Problem details: From the entries below, count the lines with "that". Write only the count.

(Web page code records)
--- BEGIN ---
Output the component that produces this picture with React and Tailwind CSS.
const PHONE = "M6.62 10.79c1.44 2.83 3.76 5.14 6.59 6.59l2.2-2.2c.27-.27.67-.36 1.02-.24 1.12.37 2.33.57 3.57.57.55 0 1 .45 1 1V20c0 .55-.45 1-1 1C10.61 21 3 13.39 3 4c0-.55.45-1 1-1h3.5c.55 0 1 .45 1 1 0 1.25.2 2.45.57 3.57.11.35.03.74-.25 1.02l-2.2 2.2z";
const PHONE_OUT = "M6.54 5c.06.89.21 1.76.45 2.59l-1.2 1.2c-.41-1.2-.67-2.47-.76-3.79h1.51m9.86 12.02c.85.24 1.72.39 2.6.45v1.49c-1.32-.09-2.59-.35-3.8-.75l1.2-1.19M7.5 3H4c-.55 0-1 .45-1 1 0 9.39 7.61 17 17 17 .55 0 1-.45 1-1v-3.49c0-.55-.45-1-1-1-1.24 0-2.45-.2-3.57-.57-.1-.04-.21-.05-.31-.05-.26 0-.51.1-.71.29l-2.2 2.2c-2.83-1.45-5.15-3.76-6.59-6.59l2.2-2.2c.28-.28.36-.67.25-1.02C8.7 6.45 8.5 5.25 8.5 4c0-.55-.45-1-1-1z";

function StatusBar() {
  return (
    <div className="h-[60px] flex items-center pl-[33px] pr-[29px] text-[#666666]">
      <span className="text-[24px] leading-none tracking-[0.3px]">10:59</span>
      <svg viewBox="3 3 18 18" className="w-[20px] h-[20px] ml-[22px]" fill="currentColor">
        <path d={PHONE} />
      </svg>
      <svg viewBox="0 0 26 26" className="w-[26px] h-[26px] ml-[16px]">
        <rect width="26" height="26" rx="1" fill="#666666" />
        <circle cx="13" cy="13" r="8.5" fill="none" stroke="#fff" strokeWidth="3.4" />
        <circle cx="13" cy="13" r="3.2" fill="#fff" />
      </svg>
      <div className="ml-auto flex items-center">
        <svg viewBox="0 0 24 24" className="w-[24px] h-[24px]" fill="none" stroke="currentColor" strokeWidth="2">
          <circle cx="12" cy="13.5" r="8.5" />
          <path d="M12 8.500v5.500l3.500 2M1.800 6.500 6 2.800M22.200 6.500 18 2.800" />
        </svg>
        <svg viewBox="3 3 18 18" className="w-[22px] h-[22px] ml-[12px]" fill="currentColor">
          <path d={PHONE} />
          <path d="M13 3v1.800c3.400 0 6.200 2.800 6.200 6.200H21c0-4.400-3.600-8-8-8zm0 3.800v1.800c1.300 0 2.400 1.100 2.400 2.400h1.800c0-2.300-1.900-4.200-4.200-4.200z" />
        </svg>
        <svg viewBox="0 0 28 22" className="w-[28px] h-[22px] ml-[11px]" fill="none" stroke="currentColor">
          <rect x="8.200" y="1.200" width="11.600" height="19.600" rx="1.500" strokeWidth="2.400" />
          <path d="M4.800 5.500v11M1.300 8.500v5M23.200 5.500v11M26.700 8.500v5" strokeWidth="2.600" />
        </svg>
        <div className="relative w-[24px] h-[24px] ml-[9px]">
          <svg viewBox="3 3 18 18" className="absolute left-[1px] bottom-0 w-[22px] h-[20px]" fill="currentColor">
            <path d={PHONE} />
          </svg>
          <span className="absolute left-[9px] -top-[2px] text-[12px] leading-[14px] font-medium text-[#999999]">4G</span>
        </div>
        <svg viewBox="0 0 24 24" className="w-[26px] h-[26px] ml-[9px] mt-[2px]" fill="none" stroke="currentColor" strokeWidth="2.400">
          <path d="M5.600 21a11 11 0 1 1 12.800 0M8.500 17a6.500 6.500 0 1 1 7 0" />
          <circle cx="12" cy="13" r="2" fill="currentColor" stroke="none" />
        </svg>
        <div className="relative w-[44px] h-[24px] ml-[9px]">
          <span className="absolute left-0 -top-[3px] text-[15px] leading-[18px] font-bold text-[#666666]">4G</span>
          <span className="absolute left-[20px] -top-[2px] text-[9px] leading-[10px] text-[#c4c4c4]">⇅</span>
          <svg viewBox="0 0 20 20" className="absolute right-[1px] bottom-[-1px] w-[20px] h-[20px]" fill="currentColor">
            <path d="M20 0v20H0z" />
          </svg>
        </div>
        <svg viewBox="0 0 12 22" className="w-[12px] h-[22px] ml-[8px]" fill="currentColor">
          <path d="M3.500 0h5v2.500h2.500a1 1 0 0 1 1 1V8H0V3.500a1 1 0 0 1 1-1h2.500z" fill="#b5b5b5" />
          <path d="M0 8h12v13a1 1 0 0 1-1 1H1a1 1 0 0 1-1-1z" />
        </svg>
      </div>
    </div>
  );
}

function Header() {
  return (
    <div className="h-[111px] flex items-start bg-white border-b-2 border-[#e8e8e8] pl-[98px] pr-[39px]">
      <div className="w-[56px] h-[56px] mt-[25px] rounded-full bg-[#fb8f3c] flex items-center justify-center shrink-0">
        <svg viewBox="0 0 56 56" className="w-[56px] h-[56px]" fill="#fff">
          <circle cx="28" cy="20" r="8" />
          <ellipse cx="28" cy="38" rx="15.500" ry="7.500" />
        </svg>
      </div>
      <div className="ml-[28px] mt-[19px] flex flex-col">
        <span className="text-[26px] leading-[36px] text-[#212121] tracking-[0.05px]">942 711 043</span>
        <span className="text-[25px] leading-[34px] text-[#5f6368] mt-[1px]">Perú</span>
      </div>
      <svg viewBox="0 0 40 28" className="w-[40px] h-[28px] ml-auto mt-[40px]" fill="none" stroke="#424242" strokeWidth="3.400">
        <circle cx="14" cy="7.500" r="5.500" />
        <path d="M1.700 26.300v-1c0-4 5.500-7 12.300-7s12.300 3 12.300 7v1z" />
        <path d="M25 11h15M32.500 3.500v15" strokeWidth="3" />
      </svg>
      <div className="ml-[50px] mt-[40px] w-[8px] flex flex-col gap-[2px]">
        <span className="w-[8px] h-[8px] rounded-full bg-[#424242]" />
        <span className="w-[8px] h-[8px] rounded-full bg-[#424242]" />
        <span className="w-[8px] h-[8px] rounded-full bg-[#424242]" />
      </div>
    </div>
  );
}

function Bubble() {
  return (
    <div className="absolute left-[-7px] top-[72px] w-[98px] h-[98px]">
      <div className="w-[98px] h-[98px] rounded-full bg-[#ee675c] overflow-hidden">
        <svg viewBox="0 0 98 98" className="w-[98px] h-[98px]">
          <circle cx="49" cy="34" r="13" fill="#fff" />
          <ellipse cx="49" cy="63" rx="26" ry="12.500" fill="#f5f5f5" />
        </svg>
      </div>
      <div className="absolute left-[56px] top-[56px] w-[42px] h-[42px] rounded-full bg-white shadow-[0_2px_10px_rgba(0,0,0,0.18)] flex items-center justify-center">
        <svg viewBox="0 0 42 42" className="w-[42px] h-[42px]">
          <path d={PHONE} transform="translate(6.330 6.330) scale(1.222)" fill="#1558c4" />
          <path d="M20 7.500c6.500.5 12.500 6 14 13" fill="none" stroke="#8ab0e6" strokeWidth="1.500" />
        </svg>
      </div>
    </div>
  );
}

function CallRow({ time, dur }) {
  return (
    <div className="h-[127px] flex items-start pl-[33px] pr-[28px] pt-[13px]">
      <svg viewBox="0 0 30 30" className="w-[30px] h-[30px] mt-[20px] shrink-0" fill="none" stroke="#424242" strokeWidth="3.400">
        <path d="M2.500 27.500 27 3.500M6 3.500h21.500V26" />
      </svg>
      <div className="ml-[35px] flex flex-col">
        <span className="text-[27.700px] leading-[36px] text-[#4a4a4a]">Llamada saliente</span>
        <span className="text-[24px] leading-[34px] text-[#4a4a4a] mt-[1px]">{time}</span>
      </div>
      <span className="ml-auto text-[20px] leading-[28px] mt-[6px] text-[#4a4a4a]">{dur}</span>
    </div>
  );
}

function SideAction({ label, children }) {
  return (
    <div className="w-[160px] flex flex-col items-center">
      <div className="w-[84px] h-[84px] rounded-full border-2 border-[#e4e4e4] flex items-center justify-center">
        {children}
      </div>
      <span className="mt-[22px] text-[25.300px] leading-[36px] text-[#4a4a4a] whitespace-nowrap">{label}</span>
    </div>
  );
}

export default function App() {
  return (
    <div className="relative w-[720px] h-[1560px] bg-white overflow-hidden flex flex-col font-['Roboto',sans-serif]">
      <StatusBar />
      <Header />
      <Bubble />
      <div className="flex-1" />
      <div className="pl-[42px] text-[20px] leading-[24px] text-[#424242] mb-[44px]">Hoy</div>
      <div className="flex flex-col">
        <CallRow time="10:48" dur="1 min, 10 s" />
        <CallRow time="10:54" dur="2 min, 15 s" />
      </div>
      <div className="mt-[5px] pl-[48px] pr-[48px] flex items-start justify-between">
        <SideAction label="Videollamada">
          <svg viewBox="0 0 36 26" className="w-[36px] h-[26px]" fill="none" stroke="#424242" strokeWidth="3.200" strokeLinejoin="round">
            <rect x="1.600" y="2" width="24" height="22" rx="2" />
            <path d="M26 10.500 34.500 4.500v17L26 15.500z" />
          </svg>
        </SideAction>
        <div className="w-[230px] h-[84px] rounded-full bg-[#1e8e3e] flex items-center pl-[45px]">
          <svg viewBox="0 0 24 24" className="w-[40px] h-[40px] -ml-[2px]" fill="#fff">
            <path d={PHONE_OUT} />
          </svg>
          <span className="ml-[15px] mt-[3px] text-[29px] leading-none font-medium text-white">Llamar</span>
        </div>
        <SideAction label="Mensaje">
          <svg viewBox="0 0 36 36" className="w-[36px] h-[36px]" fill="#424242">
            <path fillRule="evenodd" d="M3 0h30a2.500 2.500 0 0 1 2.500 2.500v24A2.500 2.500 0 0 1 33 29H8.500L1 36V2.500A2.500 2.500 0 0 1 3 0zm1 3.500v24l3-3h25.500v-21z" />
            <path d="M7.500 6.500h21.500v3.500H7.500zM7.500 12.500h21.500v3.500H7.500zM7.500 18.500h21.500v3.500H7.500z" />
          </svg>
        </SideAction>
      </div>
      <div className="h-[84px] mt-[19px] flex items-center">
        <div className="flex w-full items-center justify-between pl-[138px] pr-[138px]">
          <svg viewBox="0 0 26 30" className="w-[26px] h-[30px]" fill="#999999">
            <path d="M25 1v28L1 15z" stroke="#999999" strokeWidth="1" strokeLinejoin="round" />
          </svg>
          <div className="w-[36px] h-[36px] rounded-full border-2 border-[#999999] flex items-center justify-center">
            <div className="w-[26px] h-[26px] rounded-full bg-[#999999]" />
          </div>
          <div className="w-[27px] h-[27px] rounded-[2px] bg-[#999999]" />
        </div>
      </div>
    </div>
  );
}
--- END ---
--- BEGIN ---
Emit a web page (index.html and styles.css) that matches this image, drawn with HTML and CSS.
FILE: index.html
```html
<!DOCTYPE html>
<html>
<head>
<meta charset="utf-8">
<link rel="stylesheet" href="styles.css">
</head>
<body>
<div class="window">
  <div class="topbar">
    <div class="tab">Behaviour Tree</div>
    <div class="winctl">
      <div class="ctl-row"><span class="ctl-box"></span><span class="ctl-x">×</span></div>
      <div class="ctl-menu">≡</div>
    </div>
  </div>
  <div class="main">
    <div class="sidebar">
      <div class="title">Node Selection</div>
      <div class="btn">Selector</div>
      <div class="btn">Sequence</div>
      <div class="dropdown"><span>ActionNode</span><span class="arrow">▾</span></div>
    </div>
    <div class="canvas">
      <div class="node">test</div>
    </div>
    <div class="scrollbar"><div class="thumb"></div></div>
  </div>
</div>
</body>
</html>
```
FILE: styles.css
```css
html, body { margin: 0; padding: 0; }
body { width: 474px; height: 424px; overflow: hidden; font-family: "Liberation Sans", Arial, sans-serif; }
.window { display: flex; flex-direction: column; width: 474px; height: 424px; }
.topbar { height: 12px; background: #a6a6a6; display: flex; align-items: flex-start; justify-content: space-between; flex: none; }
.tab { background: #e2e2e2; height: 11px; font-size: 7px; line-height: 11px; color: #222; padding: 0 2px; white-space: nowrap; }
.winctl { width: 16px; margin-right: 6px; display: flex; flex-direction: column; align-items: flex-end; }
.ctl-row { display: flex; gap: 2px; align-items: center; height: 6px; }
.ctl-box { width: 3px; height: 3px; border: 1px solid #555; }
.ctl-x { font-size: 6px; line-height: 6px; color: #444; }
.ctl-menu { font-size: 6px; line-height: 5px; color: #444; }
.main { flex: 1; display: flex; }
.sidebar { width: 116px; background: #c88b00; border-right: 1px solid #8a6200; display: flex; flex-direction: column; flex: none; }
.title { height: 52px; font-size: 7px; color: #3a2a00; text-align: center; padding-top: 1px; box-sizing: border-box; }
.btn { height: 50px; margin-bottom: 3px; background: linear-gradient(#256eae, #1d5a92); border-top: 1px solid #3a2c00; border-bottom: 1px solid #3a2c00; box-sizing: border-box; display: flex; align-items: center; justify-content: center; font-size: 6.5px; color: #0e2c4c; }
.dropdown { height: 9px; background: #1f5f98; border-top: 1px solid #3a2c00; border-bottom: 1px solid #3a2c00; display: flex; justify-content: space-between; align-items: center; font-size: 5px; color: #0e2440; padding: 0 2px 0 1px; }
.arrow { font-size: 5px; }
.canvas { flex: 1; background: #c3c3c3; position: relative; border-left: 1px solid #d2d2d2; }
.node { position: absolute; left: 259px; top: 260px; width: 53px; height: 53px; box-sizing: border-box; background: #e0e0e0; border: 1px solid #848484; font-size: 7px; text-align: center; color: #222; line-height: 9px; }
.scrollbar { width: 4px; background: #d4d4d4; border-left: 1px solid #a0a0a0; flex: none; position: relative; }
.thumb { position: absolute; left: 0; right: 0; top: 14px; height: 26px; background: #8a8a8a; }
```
--- END ---
--- BEGIN ---
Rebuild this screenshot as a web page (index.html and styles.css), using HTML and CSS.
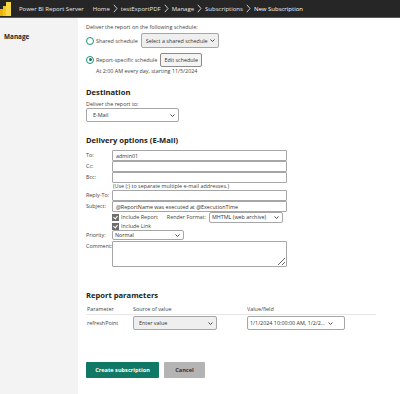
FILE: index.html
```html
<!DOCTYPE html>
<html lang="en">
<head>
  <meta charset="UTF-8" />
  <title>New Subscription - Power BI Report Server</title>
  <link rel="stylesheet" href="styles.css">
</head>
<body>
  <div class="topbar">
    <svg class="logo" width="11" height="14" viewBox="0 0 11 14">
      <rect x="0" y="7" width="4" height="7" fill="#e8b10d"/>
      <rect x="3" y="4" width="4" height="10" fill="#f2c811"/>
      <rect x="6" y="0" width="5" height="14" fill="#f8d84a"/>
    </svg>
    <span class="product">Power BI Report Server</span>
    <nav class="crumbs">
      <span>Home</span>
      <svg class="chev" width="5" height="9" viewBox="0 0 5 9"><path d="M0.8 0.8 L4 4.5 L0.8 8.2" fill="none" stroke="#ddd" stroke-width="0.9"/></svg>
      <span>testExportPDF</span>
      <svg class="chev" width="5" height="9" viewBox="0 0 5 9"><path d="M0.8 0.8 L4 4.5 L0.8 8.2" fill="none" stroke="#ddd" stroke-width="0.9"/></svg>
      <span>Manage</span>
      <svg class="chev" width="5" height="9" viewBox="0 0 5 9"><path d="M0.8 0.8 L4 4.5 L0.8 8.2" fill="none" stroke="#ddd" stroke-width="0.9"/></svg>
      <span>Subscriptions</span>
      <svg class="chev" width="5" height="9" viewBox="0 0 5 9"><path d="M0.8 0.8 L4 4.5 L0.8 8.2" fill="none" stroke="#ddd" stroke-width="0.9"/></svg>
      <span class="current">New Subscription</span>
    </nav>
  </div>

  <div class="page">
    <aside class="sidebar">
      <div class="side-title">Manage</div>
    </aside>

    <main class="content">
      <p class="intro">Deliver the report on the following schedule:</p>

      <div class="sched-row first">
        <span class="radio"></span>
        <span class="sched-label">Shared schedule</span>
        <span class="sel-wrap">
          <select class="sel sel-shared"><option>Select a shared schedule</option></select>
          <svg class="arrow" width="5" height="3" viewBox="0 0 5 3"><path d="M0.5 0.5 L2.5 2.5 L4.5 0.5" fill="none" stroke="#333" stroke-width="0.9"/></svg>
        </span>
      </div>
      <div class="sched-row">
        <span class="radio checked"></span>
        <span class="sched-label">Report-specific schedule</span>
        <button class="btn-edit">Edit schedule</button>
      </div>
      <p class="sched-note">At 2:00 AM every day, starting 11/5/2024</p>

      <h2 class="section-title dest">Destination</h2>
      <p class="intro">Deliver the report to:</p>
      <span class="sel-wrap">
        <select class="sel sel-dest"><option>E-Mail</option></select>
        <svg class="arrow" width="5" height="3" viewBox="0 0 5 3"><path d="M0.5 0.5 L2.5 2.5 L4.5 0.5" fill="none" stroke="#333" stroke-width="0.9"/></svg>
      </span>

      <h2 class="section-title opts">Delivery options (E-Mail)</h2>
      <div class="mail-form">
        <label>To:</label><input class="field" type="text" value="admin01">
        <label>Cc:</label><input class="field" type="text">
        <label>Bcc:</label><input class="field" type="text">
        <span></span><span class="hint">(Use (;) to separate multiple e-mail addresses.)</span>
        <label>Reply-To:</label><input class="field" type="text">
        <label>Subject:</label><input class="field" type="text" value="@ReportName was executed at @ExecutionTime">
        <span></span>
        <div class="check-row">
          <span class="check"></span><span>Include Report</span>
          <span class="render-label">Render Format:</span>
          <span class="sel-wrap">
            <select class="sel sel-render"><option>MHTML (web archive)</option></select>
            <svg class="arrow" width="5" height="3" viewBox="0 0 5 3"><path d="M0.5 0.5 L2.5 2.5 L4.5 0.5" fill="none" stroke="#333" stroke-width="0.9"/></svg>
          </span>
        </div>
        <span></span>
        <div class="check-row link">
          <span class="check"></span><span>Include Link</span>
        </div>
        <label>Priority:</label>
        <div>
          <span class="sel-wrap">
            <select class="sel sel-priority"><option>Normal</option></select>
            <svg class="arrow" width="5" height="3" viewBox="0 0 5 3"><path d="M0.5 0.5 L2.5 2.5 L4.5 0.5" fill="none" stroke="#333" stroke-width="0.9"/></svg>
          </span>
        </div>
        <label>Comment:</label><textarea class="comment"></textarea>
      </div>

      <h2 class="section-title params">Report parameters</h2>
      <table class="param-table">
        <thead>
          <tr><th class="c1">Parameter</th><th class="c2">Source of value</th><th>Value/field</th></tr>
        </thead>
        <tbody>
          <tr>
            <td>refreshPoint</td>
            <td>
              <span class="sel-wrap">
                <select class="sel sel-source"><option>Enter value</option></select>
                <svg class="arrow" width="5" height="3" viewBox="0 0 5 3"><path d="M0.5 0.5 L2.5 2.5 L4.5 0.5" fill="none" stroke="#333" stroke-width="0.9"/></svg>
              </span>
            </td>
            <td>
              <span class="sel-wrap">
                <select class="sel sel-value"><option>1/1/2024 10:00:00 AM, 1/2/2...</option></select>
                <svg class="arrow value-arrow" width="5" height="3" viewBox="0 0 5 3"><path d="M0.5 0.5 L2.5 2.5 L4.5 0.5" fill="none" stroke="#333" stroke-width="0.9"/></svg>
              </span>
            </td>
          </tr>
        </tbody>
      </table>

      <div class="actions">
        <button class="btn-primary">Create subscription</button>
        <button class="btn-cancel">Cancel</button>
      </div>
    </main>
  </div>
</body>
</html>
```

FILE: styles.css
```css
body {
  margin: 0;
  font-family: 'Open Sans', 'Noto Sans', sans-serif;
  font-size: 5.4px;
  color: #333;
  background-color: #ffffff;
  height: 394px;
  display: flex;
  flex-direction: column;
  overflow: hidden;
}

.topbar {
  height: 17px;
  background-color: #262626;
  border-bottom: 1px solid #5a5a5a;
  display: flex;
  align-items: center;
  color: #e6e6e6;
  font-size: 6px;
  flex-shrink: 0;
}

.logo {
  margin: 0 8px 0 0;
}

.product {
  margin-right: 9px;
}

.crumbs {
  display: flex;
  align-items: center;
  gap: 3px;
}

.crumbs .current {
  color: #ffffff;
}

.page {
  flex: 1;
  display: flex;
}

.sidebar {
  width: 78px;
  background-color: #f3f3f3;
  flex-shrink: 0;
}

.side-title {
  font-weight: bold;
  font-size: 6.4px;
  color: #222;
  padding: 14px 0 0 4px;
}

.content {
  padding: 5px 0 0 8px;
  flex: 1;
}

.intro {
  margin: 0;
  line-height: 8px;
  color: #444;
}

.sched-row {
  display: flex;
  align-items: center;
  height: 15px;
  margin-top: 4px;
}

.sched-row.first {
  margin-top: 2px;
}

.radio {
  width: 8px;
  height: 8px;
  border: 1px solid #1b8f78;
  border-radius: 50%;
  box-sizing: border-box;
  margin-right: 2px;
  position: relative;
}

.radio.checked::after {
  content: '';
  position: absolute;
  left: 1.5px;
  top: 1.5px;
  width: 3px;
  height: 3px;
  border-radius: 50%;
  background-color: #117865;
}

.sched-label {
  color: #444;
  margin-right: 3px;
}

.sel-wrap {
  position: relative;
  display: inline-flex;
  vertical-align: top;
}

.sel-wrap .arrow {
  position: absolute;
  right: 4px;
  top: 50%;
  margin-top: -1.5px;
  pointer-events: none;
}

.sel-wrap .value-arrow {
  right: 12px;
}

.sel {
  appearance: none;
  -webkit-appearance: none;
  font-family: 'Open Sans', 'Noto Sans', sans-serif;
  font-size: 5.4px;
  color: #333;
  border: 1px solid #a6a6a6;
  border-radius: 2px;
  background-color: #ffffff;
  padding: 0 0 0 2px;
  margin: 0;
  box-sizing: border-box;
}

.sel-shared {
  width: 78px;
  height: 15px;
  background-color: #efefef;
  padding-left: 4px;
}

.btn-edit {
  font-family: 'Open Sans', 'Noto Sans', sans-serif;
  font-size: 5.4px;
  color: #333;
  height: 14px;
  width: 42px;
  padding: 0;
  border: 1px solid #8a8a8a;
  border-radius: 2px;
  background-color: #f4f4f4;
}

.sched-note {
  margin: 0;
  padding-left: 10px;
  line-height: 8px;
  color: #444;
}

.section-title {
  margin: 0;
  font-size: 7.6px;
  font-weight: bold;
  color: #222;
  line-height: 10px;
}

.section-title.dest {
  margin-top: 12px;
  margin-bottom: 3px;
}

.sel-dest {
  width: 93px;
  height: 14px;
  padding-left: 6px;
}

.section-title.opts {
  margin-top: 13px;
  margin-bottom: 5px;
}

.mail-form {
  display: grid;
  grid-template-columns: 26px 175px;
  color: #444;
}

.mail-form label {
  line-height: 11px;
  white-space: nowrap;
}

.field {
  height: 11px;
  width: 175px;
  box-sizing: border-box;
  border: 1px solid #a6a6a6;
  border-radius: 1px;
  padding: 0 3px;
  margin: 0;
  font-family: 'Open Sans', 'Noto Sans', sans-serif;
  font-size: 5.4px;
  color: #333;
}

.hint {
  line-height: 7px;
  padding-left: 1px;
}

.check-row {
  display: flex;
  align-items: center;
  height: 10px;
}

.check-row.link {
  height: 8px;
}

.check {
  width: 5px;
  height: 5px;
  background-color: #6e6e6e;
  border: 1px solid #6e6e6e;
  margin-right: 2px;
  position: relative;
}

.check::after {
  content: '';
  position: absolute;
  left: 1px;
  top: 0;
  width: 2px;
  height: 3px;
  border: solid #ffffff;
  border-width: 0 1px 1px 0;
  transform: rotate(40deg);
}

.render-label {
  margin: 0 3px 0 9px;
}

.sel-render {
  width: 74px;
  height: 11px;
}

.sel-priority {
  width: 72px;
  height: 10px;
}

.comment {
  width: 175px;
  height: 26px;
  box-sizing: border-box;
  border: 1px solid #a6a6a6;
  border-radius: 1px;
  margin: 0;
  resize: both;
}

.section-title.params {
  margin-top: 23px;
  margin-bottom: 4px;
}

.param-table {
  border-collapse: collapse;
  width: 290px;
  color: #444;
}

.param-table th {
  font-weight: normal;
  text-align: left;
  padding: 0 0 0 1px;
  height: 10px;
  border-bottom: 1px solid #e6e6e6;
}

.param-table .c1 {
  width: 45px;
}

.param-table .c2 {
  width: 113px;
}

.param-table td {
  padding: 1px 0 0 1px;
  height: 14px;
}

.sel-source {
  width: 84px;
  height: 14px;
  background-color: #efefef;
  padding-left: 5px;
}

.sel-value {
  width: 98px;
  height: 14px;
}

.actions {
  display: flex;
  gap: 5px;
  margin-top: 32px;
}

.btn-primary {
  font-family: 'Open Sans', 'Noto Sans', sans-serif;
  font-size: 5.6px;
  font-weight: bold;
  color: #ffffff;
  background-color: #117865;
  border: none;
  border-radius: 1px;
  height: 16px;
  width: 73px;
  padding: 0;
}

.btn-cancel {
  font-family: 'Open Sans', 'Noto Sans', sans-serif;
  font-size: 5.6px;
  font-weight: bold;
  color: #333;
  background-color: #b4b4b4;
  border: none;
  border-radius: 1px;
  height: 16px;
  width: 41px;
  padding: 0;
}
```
--- END ---
Correct output: 2